Exercise goal:
Narrow the data below down to the lines containing "styles".

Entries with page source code
..........

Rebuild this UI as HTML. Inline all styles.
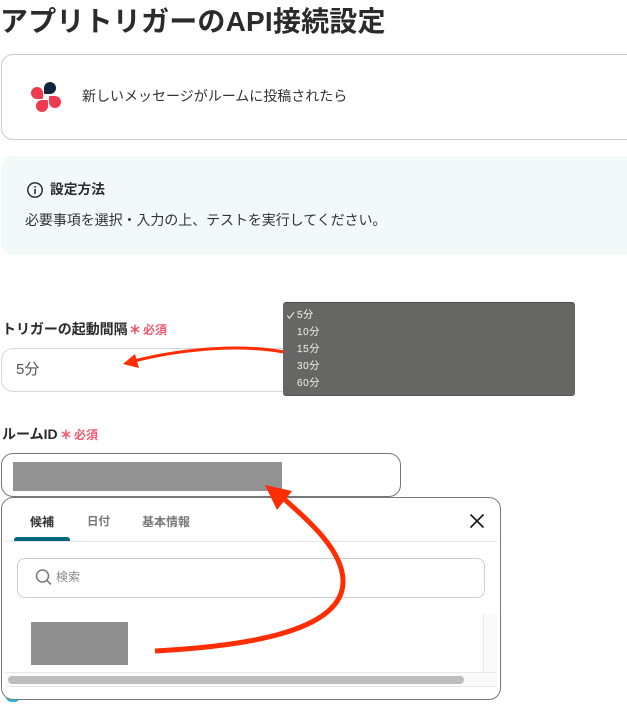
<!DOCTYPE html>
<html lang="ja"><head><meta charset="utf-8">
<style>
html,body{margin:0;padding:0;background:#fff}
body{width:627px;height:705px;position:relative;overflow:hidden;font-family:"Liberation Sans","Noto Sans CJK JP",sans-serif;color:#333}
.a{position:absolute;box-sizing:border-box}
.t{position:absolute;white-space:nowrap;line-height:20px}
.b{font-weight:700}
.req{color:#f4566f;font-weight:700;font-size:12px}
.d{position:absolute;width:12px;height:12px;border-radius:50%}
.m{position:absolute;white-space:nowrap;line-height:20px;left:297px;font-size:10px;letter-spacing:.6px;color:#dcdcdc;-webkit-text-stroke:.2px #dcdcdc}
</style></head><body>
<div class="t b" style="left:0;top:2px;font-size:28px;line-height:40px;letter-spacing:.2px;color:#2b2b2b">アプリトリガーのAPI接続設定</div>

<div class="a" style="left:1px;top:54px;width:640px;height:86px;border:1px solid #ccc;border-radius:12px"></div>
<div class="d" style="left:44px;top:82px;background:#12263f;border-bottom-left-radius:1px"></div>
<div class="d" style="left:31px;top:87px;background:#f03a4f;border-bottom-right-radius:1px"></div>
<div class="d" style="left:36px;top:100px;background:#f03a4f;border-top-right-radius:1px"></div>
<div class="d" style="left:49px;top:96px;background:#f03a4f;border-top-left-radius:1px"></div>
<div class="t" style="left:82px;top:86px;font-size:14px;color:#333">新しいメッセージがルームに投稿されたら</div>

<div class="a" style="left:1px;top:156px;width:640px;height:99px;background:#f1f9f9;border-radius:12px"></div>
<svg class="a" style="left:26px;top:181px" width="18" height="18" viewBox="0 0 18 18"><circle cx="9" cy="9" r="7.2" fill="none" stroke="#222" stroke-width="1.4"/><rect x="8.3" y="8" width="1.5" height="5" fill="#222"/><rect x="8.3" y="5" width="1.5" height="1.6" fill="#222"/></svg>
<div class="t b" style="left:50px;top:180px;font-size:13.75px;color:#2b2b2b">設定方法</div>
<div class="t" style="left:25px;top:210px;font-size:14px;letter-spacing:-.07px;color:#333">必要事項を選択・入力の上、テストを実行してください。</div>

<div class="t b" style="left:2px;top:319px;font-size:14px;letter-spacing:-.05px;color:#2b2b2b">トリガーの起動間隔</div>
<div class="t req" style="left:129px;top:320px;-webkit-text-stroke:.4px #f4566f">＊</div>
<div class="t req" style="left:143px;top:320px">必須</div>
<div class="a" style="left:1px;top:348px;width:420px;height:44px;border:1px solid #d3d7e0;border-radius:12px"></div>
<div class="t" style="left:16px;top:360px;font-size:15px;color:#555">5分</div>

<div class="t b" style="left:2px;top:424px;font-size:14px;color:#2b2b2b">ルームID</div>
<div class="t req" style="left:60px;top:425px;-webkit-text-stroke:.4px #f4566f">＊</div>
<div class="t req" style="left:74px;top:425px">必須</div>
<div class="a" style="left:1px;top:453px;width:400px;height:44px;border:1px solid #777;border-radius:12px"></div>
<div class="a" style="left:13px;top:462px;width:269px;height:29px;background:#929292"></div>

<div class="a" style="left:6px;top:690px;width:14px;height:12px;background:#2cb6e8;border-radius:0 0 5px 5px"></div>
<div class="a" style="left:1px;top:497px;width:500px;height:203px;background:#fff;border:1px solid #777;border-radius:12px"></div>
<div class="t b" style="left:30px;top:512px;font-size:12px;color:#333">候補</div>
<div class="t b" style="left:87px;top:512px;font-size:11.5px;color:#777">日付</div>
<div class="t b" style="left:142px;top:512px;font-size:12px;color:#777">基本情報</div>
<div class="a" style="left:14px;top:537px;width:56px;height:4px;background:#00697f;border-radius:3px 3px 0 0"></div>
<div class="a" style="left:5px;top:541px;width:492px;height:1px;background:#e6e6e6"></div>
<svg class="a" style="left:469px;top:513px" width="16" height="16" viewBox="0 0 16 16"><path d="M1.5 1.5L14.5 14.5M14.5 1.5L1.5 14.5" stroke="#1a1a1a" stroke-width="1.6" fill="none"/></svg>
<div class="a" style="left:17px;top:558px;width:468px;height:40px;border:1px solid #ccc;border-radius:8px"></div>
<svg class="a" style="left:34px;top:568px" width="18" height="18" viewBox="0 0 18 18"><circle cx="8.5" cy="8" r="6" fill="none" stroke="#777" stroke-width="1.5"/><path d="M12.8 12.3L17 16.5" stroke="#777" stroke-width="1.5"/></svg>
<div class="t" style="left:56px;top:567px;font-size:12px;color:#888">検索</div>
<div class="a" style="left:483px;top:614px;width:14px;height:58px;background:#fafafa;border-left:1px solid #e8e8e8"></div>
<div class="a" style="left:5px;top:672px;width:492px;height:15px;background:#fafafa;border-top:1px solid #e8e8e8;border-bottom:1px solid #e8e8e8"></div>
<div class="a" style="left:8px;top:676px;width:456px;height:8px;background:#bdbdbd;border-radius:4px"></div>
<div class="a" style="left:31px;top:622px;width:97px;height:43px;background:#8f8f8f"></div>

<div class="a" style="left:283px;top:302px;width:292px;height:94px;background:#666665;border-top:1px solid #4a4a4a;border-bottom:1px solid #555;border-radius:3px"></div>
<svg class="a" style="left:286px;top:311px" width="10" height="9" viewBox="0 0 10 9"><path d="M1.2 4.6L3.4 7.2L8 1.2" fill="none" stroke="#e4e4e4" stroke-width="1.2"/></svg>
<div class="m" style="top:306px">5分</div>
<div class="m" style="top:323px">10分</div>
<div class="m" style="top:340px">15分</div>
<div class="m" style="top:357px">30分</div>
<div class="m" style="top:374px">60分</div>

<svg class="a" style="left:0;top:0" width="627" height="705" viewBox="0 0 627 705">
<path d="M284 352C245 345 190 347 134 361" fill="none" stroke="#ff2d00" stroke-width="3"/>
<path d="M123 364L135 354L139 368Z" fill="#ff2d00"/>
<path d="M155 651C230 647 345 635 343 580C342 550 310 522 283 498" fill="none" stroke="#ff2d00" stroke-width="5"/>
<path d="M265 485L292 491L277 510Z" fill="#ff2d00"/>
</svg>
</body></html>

..........

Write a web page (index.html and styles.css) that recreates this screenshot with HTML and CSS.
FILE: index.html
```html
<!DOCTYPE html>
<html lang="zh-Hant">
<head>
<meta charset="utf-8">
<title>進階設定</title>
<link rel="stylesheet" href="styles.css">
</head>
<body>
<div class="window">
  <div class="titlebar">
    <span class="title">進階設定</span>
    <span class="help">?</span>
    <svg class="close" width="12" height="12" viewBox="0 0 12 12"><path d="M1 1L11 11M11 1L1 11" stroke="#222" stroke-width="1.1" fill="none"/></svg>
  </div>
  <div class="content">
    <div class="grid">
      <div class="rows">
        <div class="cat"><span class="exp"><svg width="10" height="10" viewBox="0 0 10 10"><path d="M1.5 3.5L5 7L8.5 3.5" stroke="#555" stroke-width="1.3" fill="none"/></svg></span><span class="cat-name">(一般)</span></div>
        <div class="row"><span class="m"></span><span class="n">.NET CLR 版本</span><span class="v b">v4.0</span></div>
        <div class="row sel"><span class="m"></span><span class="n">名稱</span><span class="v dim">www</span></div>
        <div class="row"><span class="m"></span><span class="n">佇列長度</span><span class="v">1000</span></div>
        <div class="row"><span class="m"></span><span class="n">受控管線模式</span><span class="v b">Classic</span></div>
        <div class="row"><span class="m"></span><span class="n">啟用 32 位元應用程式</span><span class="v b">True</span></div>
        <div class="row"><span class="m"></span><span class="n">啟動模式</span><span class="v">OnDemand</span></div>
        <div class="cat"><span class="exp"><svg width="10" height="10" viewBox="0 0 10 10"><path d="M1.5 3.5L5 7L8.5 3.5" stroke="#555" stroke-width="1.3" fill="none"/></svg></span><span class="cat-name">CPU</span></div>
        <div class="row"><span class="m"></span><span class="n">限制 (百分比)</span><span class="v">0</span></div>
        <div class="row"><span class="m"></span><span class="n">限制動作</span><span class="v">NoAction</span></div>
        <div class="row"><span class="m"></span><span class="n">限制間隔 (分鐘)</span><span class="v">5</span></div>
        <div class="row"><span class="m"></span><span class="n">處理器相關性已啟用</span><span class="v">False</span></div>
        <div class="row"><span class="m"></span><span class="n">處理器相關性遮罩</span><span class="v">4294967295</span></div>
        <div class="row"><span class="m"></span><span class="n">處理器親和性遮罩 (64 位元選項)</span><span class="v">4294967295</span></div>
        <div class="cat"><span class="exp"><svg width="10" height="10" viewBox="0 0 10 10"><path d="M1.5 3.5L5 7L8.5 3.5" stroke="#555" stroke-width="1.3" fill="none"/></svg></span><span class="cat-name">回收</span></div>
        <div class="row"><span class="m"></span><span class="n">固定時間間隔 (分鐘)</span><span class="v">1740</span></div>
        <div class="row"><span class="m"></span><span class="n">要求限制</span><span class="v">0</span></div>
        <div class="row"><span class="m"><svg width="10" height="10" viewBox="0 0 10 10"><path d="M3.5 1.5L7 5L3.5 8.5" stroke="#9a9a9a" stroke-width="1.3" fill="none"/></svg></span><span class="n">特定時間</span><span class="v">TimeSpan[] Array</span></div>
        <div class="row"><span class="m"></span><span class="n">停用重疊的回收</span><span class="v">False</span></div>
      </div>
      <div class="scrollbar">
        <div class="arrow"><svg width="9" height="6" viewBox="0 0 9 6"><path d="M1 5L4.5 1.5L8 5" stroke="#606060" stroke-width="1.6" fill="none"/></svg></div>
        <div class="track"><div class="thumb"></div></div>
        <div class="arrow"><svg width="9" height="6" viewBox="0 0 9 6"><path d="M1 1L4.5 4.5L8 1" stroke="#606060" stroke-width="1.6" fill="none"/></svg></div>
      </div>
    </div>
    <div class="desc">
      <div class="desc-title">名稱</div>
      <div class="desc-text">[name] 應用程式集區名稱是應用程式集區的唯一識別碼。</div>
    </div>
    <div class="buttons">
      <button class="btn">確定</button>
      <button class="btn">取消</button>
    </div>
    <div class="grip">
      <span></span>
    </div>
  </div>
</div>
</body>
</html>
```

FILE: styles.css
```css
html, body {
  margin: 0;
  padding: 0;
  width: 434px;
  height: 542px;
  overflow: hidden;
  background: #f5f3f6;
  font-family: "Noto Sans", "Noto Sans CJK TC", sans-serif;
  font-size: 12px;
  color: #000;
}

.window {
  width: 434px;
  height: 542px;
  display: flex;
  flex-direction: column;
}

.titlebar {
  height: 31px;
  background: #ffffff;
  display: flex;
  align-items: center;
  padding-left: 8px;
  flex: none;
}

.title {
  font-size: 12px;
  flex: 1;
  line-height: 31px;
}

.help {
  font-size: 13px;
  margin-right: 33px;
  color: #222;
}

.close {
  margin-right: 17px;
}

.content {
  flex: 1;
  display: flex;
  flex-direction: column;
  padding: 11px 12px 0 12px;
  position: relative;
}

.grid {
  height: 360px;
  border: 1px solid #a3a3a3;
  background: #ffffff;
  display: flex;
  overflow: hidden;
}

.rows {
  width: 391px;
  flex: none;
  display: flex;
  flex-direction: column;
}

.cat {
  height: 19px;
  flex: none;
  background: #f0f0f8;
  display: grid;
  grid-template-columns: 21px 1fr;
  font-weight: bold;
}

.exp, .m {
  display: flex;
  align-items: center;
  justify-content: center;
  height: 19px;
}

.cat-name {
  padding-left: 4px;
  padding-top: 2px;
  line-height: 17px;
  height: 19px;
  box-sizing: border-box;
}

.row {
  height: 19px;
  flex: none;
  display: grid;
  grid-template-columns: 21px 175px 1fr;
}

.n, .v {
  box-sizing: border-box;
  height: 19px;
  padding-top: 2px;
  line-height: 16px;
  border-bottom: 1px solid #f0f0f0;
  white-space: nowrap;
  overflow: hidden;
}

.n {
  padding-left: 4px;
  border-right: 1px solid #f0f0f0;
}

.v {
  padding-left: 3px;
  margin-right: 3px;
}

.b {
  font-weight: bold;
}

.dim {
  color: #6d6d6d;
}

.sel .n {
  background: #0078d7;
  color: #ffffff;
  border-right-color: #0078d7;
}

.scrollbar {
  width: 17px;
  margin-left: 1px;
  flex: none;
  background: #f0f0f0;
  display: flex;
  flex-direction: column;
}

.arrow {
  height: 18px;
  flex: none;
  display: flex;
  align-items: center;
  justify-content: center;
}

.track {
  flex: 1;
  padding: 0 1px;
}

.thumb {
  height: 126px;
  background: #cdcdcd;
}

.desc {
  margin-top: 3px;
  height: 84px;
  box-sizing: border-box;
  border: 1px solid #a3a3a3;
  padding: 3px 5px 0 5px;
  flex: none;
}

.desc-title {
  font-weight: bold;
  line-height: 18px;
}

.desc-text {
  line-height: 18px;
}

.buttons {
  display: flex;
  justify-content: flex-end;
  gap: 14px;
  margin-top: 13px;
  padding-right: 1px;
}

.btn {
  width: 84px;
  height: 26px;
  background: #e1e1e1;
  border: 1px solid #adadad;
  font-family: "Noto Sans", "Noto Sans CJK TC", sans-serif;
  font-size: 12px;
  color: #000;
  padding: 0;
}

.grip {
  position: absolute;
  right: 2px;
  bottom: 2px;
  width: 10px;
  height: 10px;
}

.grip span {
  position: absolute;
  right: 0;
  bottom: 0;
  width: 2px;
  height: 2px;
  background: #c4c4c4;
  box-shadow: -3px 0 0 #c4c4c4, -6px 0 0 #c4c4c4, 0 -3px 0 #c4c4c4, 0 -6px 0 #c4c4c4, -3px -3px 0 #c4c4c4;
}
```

..........

The answer:
Rebuild this UI as HTML. Inline all styles.
Write a web page (index.html and styles.css) that recreates this screenshot with HTML and CSS.
<link rel="stylesheet" href="styles.css">
FILE: styles.css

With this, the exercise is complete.